▶ _Given data_

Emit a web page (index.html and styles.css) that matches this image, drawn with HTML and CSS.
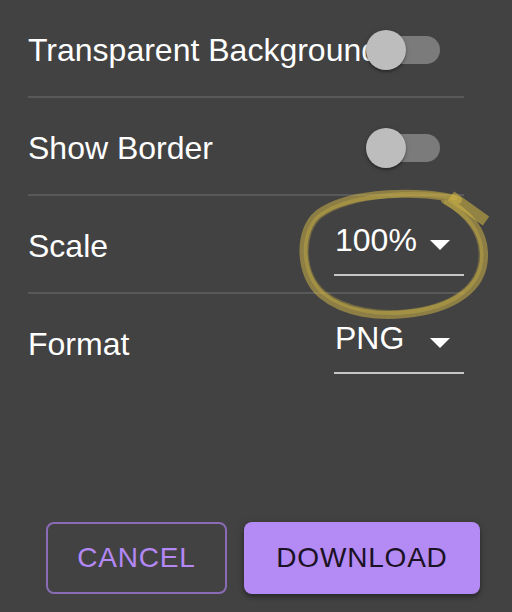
FILE: index.html
```html
<!DOCTYPE html>
<html>
<head>
<meta charset="utf-8">
<link rel="stylesheet" href="styles.css">
</head>
<body>
<div class="page">
  <div class="rows">
    <div class="row">
      <span class="label">Transparent Background</span>
      <span class="switch"><span class="track"></span><span class="thumb"></span></span>
    </div>
    <div class="row">
      <span class="label">Show Border</span>
      <span class="switch"><span class="track"></span><span class="thumb"></span></span>
    </div>
    <div class="row">
      <span class="label">Scale</span>
      <div class="select">
        <span class="value">100%</span>
        <svg class="arrow" width="20" height="10" viewBox="0 0 20 10"><path d="M0 0 L10 10 L20 0 Z" fill="#fff"/></svg>
      </div>
    </div>
    <div class="row last">
      <span class="label">Format</span>
      <div class="select">
        <span class="value">PNG</span>
        <svg class="arrow" width="20" height="10" viewBox="0 0 20 10"><path d="M0 0 L10 10 L20 0 Z" fill="#fff"/></svg>
      </div>
    </div>
  </div>
  <div class="actions">
    <button class="btn cancel">CANCEL</button>
    <button class="btn download">DOWNLOAD</button>
  </div>
  <svg class="annot" width="512" height="612" viewBox="0 0 512 612">
    <path d="M458 200 C 425 190, 350 190, 318 214 C 298 230, 298 275, 322 295 C 345 314, 380 317, 405 314 C 450 310, 486 290, 484 252 C 483 232, 472 215, 445 200" fill="none" stroke="rgba(214,186,70,0.5)" stroke-width="8" stroke-linecap="round"/>
    <path d="M455 198 C 420 191, 352 193, 320 216 C 301 232, 301 273, 324 293 C 347 311, 382 314, 405 312 C 448 308, 483 289, 481 252 C 480 234, 470 217, 446 202" fill="none" stroke="rgba(214,186,70,0.3)" stroke-width="5" stroke-linecap="round"/>
    <path d="M451 196 L486 221" fill="none" stroke="rgba(214,186,70,0.55)" stroke-width="11" stroke-linecap="butt"/>
  </svg>
</div>
</body>
</html>
```

FILE: styles.css
```css
html, body {
  margin: 0;
  padding: 0;
  background: #424242;
}

body {
  font-family: "Liberation Sans", Arial, sans-serif;
  color: #ffffff;
}

.page {
  position: relative;
  width: 512px;
  height: 612px;
  display: flex;
  flex-direction: column;
  overflow: hidden;
}

.rows {
  padding: 0 48px 0 28px;
}

.row {
  height: 92px;
  padding-top: 4px;
  border-bottom: 2px solid #595959;
  display: flex;
  align-items: center;
}

.row.last {
  border-bottom: none;
}

.label {
  flex: 1 1 0;
  min-width: 0;
  white-space: nowrap;
  font-size: 32px;
  line-height: 37px;
}

.switch {
  position: relative;
  width: 74px;
  height: 40px;
  margin-right: 24px;
  flex: none;
}

.track {
  position: absolute;
  left: 6px;
  top: 6px;
  width: 68px;
  height: 28px;
  border-radius: 14px;
  background: #7b7b7b;
}

.thumb {
  position: absolute;
  left: 0;
  top: 0;
  width: 40px;
  height: 40px;
  border-radius: 50%;
  background: #bdbdbd;
  box-shadow: 0 2px 2px rgba(0,0,0,0.25), 0 1px 5px rgba(0,0,0,0.2);
}

.select {
  flex: none;
  width: 130px;
  padding: 6px 0 15px 0;
  border-bottom: 2px solid #c6c6c6;
  display: flex;
  align-items: center;
  justify-content: space-between;
}

.value {
  font-size: 32px;
  line-height: 37px;
  padding-left: 1px;
}

.arrow {
  margin-right: 14px;
  margin-top: 9px;
}

.actions {
  margin-top: auto;
  padding: 0 32px 18px 0;
  display: flex;
  justify-content: flex-end;
  gap: 17px;
}

.btn {
  height: 72px;
  font-family: "Liberation Sans", Arial, sans-serif;
  font-size: 28px;
  letter-spacing: 0.8px;
  border-radius: 8px;
  padding: 0;
  display: flex;
  align-items: center;
  justify-content: center;
}

.cancel {
  width: 181px;
  background: transparent;
  border: 2px solid #8a6bb6;
  color: #b388f5;
}

.download {
  width: 236px;
  background: #b48af4;
  border: none;
  color: #1b1226;
  box-shadow: 0 3px 4px rgba(0,0,0,0.3), 0 1px 8px rgba(0,0,0,0.15);
}

.annot {
  position: absolute;
  left: 0;
  top: 0;
  pointer-events: none;
}
```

▶ _Task to carry out_
Leaving the pictures aside, transcribe the entire listing exactly.

▶ _Response below_
Emit a web page (index.html and styles.css) that matches this image, drawn with HTML and CSS.
FILE: index.html
```html
<!DOCTYPE html>
<html>
<head>
<meta charset="utf-8">
<link rel="stylesheet" href="styles.css">
</head>
<body>
<div class="page">
  <div class="rows">
    <div class="row">
      <span class="label">Transparent Background</span>
      <span class="switch"><span class="track"></span><span class="thumb"></span></span>
    </div>
    <div class="row">
      <span class="label">Show Border</span>
      <span class="switch"><span class="track"></span><span class="thumb"></span></span>
    </div>
    <div class="row">
      <span class="label">Scale</span>
      <div class="select">
        <span class="value">100%</span>
        <svg class="arrow" width="20" height="10" viewBox="0 0 20 10"><path d="M0 0 L10 10 L20 0 Z" fill="#fff"/></svg>
      </div>
    </div>
    <div class="row last">
      <span class="label">Format</span>
      <div class="select">
        <span class="value">PNG</span>
        <svg class="arrow" width="20" height="10" viewBox="0 0 20 10"><path d="M0 0 L10 10 L20 0 Z" fill="#fff"/></svg>
      </div>
    </div>
  </div>
  <div class="actions">
    <button class="btn cancel">CANCEL</button>
    <button class="btn download">DOWNLOAD</button>
  </div>
  <svg class="annot" width="512" height="612" viewBox="0 0 512 612">
    <path d="M458 200 C 425 190, 350 190, 318 214 C 298 230, 298 275, 322 295 C 345 314, 380 317, 405 314 C 450 310, 486 290, 484 252 C 483 232, 472 215, 445 200" fill="none" stroke="rgba(214,186,70,0.5)" stroke-width="8" stroke-linecap="round"/>
    <path d="M455 198 C 420 191, 352 193, 320 216 C 301 232, 301 273, 324 293 C 347 311, 382 314, 405 312 C 448 308, 483 289, 481 252 C 480 234, 470 217, 446 202" fill="none" stroke="rgba(214,186,70,0.3)" stroke-width="5" stroke-linecap="round"/>
    <path d="M451 196 L486 221" fill="none" stroke="rgba(214,186,70,0.55)" stroke-width="11" stroke-linecap="butt"/>
  </svg>
</div>
</body>
</html>
```

FILE: styles.css
```css
html, body {
  margin: 0;
  padding: 0;
  background: #424242;
}

body {
  font-family: "Liberation Sans", Arial, sans-serif;
  color: #ffffff;
}

.page {
  position: relative;
  width: 512px;
  height: 612px;
  display: flex;
  flex-direction: column;
  overflow: hidden;
}

.rows {
  padding: 0 48px 0 28px;
}

.row {
  height: 92px;
  padding-top: 4px;
  border-bottom: 2px solid #595959;
  display: flex;
  align-items: center;
}

.row.last {
  border-bottom: none;
}

.label {
  flex: 1 1 0;
  min-width: 0;
  white-space: nowrap;
  font-size: 32px;
  line-height: 37px;
}

.switch {
  position: relative;
  width: 74px;
  height: 40px;
  margin-right: 24px;
  flex: none;
}

.track {
  position: absolute;
  left: 6px;
  top: 6px;
  width: 68px;
  height: 28px;
  border-radius: 14px;
  background: #7b7b7b;
}

.thumb {
  position: absolute;
  left: 0;
  top: 0;
  width: 40px;
  height: 40px;
  border-radius: 50%;
  background: #bdbdbd;
  box-shadow: 0 2px 2px rgba(0,0,0,0.25), 0 1px 5px rgba(0,0,0,0.2);
}

.select {
  flex: none;
  width: 130px;
  padding: 6px 0 15px 0;
  border-bottom: 2px solid #c6c6c6;
  display: flex;
  align-items: center;
  justify-content: space-between;
}

.value {
  font-size: 32px;
  line-height: 37px;
  padding-left: 1px;
}

.arrow {
  margin-right: 14px;
  margin-top: 9px;
}

.actions {
  margin-top: auto;
  padding: 0 32px 18px 0;
  display: flex;
  justify-content: flex-end;
  gap: 17px;
}

.btn {
  height: 72px;
  font-family: "Liberation Sans", Arial, sans-serif;
  font-size: 28px;
  letter-spacing: 0.8px;
  border-radius: 8px;
  padding: 0;
  display: flex;
  align-items: center;
  justify-content: center;
}

.cancel {
  width: 181px;
  background: transparent;
  border: 2px solid #8a6bb6;
  color: #b388f5;
}

.download {
  width: 236px;
  background: #b48af4;
  border: none;
  color: #1b1226;
  box-shadow: 0 3px 4px rgba(0,0,0,0.3), 0 1px 8px rgba(0,0,0,0.15);
}

.annot {
  position: absolute;
  left: 0;
  top: 0;
  pointer-events: none;
}
```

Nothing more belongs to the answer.